Discovery of two proteins may lead to more effective treatment of endocarditis and infections associated with implants

A research team at the Faculty of Odontology at Malmö University in Sweden has discovered two new proteins that are of importance to the survival of bacteria and their colonization of the human body. Besides enhancing our knowledge of the ability of bacteria to spread, the findings may also lead to more effective treatment of endocarditis and infections associated with implants.

Each year some 500 people in Sweden develop endocarditis, inflammation of the heart valves. The condition can be life-threatening, and one of the bacteria that cause the disease is Streptococcus gordonii, a bacterium that exists in the mouth.

"It's part of the natural flora of bacteria there, but sometimes it gets into the bloodstream, and then it can lead to infective endocarditis. The bacteria have also been found in infections surrounding various kinds of implants," says Associate Professor Julia Davies, who directed the research team at the Faculty of Odontology.

To survive in the oral cavity the bacteria must be able to attach to a surface, such as the mucous membrane. This is done with the help of proteins. In the mid 1990s one of these proteins from the bacterium S. gordonii was identified by a research team in England.

Julia Davies and her colleagues have now discovered two more. These scientists have thereby taken a step toward an understanding of how these bacteria get a grip on a surface, on heart valves, for instance. The two new proteins, SGO 0707 and SGO 1487, are found in the cell wall of the bacterium S. gordonii. The proteins are produced by the bacterium, and without them the bacterium cannot fasten to a surface, which is a precondition for it to be able to survive.

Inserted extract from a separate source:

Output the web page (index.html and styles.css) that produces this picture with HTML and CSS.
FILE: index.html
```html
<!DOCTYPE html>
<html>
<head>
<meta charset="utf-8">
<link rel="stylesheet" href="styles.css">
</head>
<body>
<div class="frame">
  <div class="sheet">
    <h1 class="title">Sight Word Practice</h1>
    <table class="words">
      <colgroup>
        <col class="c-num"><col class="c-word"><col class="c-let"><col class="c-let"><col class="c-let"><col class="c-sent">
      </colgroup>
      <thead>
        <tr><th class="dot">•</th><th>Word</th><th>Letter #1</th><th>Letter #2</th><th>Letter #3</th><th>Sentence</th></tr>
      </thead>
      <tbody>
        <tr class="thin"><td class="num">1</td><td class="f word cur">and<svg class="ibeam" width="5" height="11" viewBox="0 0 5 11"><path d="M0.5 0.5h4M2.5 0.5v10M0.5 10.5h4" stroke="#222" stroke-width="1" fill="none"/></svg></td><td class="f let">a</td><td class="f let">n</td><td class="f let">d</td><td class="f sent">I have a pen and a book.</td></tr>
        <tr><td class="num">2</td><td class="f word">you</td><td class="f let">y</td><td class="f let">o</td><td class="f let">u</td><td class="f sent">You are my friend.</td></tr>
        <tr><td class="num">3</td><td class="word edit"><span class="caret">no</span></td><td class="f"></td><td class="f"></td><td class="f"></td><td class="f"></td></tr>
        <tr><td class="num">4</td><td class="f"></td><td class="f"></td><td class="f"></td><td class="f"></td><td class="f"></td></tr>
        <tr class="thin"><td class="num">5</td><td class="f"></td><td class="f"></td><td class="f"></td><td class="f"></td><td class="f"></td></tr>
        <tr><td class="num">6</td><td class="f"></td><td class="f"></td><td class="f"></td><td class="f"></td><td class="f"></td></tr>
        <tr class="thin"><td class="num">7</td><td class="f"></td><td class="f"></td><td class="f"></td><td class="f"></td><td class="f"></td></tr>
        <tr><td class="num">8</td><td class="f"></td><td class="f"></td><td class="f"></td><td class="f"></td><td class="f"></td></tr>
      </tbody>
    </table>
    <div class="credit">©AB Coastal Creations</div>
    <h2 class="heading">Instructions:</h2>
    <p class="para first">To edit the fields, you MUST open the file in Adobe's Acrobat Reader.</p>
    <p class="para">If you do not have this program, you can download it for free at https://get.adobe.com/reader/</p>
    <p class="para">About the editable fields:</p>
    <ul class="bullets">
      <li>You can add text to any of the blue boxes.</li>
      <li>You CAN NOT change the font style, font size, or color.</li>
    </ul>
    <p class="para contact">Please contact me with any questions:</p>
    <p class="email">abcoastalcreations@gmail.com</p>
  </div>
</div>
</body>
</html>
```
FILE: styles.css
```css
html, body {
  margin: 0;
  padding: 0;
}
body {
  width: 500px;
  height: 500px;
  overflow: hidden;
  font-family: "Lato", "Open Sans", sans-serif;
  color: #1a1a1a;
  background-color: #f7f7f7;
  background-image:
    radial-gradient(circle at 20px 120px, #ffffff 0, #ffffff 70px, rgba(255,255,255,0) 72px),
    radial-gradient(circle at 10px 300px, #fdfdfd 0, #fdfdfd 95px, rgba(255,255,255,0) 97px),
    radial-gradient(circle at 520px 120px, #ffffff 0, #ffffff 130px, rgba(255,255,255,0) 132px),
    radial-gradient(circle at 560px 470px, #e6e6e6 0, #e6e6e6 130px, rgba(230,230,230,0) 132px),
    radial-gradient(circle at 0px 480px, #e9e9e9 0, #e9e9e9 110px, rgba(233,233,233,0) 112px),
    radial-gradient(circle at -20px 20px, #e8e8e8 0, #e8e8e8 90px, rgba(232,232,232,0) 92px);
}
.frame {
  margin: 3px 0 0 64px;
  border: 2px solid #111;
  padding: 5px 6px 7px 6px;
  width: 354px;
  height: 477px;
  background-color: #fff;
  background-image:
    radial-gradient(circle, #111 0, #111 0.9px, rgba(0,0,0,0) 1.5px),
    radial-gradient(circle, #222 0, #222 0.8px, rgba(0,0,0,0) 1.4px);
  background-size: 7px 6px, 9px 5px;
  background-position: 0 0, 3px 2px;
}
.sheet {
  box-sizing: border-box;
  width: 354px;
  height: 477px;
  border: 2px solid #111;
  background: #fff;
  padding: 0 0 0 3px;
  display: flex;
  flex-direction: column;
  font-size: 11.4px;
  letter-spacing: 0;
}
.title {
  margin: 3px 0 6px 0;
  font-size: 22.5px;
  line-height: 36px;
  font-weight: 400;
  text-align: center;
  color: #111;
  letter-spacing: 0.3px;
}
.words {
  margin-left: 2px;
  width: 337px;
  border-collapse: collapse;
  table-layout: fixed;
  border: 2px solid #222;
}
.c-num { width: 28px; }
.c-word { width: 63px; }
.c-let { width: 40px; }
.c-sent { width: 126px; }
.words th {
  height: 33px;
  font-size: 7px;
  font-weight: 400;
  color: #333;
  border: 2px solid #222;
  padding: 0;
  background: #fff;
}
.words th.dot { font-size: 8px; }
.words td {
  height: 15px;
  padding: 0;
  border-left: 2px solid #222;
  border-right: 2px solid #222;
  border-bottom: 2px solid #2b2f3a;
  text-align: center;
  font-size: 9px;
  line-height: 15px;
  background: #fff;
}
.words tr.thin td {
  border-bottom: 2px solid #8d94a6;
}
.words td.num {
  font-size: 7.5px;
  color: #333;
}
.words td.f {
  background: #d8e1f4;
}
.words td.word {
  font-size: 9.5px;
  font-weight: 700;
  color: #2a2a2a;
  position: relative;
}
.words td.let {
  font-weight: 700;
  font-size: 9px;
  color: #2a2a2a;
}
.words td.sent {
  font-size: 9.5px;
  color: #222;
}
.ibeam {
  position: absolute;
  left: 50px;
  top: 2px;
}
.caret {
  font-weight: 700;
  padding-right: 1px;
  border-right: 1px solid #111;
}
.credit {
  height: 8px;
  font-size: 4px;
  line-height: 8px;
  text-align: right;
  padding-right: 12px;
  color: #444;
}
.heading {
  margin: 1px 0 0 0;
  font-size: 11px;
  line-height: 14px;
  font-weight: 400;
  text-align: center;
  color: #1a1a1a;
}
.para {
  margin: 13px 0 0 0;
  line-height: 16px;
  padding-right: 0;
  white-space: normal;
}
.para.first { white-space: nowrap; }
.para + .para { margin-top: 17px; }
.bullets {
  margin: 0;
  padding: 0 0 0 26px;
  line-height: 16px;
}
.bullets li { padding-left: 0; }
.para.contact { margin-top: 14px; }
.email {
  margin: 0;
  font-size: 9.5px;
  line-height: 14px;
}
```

If bacteria wind up in the bloodstream, they can bind to the heart valves, where they produce a so-called biofilm and encapsulate themselves. Once the bacteria are encapsulated, it is extremely difficult to get rid of them. But with enhanced knowledge of how bacteria fasten to surfaces, it will be easier to find effective new strategies to treat biofilms-induced diseases.

"If we can block this binding with the help of drugs, treatment will be more effective," says Julia Davies.

It was previously known that bacteria that grow in so-called biofilms alter their properties when they settle on a surface. For example, they become more resistant to antibiotics and antibacterial compounds.

These researchers are now moving on to find out how this resistance arises.

"We want to understand in what ways bacteria alter their properties when they settle on a surface," says Julia Davies.